Check each line for the string "this". Give only the count of lines that have it.

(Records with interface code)

##############################

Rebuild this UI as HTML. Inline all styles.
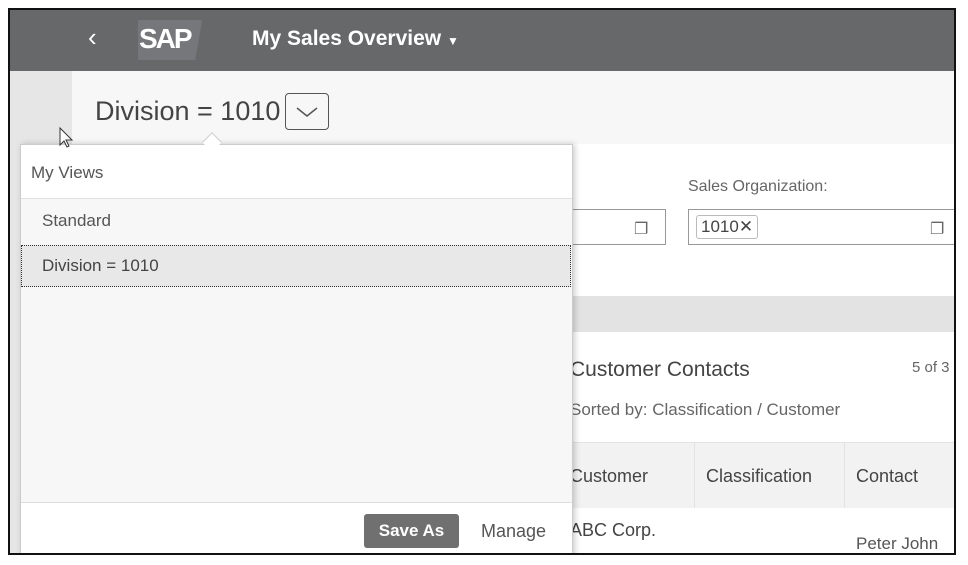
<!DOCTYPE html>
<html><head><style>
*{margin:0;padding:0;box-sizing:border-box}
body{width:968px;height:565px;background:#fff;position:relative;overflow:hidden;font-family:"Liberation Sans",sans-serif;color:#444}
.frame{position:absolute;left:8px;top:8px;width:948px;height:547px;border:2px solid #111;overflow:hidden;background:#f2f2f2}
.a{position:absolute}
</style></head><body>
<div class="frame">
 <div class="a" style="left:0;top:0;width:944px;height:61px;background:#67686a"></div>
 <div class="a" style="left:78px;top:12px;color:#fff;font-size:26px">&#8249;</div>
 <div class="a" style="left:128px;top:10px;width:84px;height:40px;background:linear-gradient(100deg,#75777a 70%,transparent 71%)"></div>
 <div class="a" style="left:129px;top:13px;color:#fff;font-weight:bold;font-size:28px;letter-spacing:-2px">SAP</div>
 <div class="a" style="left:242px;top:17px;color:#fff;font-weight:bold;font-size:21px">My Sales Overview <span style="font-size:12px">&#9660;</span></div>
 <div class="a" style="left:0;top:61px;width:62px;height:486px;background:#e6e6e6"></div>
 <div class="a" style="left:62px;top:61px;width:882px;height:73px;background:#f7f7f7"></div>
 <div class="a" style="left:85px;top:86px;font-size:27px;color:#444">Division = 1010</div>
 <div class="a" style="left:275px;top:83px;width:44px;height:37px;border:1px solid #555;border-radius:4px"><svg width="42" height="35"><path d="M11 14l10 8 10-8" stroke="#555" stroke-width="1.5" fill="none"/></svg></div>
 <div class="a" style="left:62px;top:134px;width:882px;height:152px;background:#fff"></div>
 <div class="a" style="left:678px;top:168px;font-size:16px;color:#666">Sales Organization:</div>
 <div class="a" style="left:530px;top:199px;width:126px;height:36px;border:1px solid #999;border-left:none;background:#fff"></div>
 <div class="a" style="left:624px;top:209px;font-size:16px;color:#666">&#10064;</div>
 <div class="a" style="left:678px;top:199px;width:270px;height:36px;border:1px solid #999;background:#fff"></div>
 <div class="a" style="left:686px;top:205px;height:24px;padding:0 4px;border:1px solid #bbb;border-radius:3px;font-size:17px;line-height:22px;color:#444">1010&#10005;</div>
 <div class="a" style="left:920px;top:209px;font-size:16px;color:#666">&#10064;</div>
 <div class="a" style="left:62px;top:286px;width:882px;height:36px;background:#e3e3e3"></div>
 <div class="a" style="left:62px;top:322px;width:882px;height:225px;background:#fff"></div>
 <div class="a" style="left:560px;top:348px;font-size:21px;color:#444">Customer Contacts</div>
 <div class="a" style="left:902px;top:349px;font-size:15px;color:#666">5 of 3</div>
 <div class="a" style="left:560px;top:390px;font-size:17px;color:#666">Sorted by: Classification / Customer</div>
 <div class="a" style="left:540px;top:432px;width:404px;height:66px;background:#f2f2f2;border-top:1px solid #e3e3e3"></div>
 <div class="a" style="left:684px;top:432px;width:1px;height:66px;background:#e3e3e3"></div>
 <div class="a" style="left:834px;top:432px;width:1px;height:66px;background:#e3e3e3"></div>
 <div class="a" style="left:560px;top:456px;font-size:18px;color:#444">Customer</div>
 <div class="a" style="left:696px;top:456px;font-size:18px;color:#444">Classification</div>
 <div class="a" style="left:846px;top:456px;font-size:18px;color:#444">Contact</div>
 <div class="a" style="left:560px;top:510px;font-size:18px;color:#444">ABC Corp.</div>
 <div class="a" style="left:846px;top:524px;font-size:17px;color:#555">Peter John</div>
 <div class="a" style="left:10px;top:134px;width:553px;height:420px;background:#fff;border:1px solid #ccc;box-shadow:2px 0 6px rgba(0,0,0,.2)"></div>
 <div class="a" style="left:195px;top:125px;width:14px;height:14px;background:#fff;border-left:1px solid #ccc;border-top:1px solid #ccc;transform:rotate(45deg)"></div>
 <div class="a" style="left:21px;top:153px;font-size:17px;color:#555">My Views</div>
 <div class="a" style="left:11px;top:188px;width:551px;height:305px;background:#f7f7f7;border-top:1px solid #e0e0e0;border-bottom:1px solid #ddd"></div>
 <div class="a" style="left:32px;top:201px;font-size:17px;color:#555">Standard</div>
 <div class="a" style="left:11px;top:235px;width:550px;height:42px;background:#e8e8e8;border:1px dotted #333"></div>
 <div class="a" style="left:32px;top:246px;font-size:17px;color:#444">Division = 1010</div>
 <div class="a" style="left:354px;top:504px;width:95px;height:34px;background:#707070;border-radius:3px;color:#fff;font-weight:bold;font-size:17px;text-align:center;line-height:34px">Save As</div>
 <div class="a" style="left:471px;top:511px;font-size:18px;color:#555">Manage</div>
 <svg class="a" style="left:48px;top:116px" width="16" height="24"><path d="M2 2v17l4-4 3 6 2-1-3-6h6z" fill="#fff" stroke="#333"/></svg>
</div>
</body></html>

##############################

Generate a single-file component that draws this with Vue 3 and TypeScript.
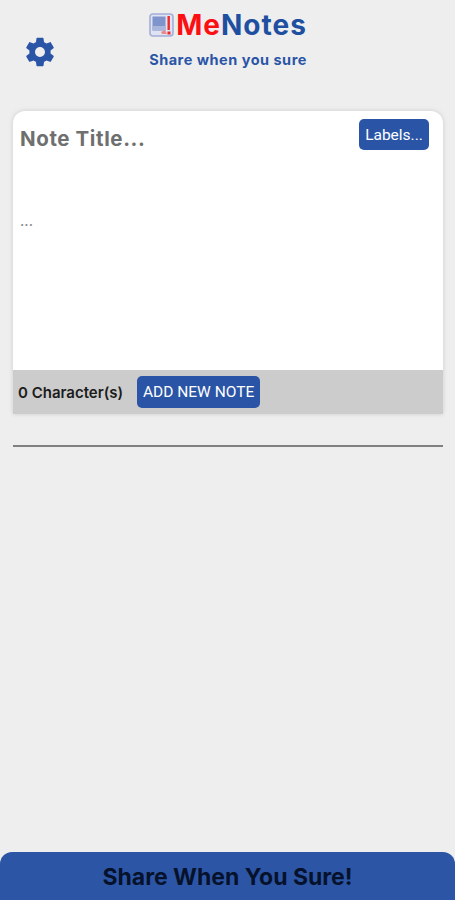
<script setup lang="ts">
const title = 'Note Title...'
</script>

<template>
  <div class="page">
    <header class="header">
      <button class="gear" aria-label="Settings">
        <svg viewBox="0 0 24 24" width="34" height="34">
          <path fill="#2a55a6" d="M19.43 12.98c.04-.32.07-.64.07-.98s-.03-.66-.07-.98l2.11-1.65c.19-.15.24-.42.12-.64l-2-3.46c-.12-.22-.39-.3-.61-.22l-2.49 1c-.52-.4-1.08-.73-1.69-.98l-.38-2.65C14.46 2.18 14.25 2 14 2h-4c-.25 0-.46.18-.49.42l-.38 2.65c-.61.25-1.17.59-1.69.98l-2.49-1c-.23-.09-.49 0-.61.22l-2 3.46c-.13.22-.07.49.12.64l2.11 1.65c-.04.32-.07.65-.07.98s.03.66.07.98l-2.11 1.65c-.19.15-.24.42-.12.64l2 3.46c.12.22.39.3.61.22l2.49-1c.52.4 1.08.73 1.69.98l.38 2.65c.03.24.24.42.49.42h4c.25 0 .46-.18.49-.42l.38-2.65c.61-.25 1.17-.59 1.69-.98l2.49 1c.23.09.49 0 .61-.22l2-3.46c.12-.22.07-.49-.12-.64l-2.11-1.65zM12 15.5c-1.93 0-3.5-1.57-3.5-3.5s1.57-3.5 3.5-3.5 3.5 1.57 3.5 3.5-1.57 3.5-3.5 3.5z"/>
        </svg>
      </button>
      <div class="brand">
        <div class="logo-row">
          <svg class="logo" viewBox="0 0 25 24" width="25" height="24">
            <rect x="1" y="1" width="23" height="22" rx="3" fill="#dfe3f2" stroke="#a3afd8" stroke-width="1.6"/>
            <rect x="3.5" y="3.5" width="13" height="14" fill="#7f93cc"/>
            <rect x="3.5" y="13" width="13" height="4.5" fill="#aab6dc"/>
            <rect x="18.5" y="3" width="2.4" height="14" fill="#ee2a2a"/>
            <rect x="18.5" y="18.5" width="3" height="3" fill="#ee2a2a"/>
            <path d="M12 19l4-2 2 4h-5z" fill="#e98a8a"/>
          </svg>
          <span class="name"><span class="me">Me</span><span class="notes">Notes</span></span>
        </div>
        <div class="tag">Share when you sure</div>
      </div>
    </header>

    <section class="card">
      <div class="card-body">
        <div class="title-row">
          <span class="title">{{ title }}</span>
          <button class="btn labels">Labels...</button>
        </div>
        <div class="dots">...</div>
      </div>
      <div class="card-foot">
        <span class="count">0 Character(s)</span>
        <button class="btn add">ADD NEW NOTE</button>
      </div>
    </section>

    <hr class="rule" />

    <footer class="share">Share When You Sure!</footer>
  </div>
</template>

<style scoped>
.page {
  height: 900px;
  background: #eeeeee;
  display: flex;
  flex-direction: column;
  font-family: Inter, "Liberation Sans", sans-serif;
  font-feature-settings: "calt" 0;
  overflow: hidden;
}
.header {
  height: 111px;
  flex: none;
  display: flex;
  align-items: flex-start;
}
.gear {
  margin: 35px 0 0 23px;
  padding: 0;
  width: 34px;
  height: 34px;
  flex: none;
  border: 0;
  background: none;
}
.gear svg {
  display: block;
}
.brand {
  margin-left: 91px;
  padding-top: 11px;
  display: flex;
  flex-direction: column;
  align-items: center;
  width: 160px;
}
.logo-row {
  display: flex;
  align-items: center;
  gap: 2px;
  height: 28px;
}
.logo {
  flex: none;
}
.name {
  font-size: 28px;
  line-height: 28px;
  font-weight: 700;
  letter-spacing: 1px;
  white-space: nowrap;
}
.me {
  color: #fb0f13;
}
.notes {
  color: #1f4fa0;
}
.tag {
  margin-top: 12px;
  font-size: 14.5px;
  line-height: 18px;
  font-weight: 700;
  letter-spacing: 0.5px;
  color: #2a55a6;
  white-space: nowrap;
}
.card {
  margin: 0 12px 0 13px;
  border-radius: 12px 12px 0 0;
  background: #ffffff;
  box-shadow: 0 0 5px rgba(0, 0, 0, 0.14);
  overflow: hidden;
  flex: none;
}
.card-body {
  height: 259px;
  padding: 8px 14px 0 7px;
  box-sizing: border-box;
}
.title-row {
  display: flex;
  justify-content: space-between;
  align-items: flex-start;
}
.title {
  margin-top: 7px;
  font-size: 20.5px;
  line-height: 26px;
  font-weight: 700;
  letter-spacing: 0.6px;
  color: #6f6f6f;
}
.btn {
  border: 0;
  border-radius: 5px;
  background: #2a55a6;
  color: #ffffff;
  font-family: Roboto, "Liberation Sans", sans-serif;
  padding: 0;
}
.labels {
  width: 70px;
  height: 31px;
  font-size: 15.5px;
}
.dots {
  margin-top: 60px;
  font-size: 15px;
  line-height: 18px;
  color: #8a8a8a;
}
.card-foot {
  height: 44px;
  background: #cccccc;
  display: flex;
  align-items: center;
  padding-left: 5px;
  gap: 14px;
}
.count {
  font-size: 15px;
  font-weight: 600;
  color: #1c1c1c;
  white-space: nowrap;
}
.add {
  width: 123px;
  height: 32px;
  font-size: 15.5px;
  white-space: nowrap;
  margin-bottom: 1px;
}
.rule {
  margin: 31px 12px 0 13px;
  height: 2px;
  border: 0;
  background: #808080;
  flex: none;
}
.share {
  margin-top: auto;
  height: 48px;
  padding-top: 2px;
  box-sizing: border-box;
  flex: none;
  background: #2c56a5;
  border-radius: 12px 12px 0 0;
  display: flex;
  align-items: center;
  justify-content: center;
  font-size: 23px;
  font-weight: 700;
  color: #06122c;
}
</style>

##############################

# Completed exercise
2